_AIM OF THE EXERCISE_
Only the lines from the one containing "Convert this screenshot" through the one containing "rounded-[4px] border border-[#ccc]" should be output, both ends included and exactly as they appear, minus any pictures.

--- Start MATERIALS PROVIDED ---

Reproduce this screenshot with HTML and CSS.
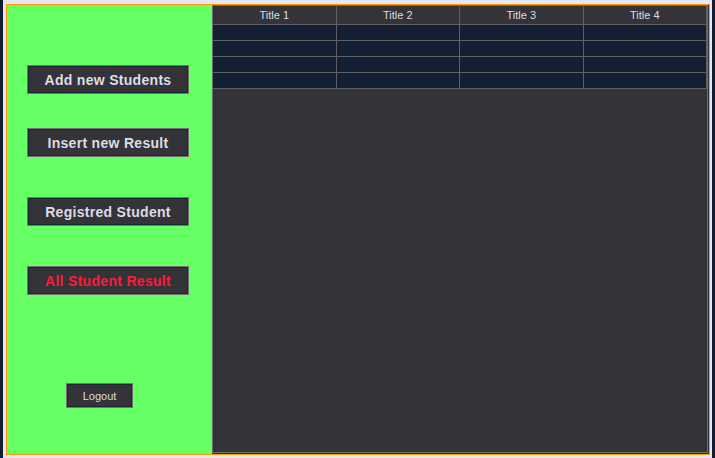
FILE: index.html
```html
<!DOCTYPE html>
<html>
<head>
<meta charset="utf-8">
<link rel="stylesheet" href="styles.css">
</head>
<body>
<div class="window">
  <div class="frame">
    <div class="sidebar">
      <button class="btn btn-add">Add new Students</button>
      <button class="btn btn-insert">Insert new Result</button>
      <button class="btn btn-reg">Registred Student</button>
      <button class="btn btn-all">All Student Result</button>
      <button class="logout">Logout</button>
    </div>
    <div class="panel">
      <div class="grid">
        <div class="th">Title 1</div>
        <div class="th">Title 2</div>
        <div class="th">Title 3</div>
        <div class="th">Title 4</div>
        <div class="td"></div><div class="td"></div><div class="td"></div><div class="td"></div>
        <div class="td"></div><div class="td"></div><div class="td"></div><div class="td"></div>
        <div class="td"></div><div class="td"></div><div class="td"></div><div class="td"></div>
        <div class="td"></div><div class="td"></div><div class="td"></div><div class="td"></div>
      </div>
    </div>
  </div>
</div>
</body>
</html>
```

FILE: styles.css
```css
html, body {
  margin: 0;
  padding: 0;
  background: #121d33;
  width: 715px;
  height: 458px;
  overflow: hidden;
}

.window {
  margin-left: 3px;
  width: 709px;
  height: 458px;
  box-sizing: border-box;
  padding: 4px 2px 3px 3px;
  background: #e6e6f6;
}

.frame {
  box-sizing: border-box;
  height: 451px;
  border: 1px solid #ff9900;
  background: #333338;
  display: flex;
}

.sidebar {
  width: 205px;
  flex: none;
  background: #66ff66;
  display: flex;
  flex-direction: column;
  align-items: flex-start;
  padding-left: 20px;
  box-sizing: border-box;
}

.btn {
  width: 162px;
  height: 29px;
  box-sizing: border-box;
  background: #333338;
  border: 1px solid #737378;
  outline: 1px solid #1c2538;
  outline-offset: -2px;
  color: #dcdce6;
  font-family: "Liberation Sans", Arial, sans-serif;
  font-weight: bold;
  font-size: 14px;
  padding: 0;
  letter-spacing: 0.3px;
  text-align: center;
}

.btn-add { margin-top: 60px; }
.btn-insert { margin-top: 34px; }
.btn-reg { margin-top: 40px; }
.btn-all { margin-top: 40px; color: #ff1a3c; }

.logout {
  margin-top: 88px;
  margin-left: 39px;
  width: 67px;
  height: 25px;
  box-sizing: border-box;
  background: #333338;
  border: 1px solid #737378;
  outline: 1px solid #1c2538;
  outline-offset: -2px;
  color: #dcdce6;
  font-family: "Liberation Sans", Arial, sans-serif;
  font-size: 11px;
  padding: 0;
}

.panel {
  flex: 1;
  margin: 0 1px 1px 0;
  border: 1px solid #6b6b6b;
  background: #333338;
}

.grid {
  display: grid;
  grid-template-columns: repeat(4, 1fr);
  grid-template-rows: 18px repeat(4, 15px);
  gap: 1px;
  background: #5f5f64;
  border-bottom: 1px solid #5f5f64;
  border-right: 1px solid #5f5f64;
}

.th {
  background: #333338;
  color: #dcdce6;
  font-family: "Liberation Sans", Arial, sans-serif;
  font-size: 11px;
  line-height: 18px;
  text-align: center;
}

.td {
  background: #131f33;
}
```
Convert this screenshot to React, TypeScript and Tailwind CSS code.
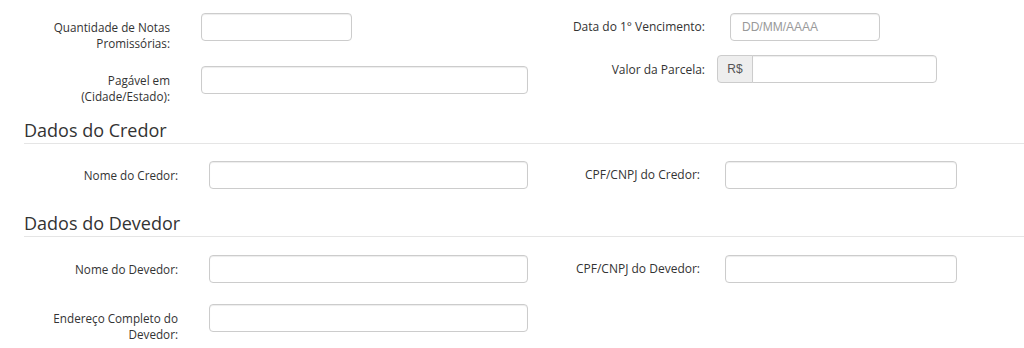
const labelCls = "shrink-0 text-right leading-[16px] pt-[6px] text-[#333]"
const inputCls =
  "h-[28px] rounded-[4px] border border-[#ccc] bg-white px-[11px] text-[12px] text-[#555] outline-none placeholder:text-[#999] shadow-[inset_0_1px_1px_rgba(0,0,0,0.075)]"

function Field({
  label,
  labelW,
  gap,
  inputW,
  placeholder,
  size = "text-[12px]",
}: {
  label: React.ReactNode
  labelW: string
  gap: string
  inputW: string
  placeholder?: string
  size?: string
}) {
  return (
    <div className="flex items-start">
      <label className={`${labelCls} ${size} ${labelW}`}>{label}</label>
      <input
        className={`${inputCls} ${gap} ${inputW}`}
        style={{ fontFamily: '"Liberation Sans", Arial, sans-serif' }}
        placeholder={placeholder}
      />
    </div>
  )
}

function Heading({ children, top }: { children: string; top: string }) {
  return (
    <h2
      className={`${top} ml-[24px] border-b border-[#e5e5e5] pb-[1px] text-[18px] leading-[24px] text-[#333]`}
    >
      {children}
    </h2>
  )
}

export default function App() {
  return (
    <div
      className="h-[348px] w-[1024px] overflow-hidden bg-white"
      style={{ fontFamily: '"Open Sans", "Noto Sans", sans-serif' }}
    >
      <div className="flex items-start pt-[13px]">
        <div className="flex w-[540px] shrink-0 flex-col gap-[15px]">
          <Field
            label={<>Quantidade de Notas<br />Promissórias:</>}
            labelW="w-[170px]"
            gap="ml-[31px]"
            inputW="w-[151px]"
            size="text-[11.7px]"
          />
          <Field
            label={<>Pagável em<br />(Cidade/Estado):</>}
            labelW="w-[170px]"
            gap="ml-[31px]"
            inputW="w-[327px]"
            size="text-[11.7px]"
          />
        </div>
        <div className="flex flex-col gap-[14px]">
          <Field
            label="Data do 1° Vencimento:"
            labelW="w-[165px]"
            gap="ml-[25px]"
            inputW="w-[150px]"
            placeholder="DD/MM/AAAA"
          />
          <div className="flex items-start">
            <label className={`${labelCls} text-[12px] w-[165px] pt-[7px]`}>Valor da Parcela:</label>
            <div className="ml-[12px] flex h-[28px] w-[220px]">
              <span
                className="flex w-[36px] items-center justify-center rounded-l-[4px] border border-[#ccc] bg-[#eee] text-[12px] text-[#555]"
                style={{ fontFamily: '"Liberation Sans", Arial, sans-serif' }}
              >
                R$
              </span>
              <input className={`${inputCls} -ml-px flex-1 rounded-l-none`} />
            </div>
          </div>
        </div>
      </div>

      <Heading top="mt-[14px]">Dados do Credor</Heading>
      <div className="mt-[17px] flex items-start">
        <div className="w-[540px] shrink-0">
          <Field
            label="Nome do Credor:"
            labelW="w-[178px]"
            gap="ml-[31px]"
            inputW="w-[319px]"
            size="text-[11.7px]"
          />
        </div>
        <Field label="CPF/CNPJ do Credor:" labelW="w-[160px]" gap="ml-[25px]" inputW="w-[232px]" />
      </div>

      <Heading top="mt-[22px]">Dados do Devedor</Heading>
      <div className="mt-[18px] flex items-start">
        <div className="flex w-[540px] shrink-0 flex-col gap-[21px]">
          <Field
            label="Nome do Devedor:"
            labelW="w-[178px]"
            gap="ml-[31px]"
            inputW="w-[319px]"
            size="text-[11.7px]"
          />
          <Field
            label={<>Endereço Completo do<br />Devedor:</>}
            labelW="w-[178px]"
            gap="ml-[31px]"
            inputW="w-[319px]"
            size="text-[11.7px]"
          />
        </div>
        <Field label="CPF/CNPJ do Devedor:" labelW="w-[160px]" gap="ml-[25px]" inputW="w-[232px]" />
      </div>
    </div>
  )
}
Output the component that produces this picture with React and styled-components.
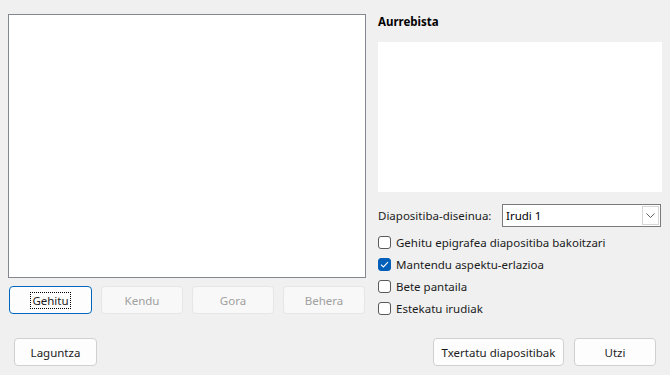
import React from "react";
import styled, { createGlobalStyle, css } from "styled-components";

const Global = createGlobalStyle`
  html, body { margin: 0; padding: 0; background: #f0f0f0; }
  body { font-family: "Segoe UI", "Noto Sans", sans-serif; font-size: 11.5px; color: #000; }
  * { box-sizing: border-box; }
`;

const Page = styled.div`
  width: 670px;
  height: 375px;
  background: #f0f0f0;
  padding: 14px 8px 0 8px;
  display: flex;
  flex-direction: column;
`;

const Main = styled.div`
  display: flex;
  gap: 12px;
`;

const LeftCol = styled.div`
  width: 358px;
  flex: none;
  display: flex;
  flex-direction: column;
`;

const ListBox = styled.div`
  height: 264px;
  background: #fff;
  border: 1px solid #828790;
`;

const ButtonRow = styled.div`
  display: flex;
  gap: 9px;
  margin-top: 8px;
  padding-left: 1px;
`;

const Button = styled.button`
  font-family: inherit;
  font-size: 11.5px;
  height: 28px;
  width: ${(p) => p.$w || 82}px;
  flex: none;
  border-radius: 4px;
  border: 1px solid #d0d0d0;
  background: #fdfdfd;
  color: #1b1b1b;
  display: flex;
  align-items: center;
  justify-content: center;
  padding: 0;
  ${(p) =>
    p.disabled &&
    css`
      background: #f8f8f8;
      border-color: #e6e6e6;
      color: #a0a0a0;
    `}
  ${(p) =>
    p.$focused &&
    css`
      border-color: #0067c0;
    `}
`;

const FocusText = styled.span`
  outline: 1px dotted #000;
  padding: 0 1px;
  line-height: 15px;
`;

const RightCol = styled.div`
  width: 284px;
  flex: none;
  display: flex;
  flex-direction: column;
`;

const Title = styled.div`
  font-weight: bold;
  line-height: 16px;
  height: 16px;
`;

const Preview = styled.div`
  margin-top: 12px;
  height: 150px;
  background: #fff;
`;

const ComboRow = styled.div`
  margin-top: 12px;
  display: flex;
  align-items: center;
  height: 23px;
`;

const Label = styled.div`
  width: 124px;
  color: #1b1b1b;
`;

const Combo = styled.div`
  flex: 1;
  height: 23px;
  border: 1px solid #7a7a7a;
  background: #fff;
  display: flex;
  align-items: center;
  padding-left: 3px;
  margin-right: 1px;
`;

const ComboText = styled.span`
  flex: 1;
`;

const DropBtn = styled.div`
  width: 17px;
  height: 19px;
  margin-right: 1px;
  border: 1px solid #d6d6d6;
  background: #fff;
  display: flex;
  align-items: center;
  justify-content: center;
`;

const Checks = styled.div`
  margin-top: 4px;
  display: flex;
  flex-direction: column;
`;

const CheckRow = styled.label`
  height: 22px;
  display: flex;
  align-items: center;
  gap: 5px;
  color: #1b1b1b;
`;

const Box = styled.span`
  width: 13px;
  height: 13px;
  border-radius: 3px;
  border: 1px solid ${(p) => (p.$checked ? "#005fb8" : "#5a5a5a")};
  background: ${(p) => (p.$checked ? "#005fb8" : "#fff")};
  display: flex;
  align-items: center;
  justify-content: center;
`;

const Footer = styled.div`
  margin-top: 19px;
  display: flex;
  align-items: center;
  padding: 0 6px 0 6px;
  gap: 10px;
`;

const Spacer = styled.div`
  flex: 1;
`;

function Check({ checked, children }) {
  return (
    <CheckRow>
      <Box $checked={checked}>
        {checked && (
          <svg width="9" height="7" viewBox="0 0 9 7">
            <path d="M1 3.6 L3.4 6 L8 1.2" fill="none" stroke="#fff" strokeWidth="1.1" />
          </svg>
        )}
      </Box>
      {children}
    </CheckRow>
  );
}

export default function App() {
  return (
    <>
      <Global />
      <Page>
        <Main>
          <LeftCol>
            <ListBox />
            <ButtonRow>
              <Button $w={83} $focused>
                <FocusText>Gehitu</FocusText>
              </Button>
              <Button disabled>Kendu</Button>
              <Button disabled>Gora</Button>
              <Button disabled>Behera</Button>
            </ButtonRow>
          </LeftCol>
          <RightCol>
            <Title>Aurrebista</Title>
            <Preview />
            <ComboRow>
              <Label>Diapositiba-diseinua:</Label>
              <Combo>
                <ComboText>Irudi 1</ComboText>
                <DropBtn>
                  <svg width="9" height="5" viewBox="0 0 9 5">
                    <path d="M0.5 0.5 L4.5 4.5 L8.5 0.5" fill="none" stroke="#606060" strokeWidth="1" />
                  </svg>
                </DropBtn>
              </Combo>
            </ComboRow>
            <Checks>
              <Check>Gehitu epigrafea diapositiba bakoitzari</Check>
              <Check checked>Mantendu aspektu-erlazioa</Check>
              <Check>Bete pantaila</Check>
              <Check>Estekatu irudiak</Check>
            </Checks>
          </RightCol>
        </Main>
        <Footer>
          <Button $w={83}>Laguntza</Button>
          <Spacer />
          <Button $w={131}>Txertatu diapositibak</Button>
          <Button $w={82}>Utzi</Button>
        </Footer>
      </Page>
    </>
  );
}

--- End MATERIALS PROVIDED ---

_ANSWER TO THE PROBLEM_
Convert this screenshot to React, TypeScript and Tailwind CSS code.
const labelCls = "shrink-0 text-right leading-[16px] pt-[6px] text-[#333]"
const inputCls =
  "h-[28px] rounded-[4px] border border-[#ccc] bg-white px-[11px] text-[12px] text-[#555] outline-none placeholder:text-[#999] shadow-[inset_0_1px_1px_rgba(0,0,0,0.075)]"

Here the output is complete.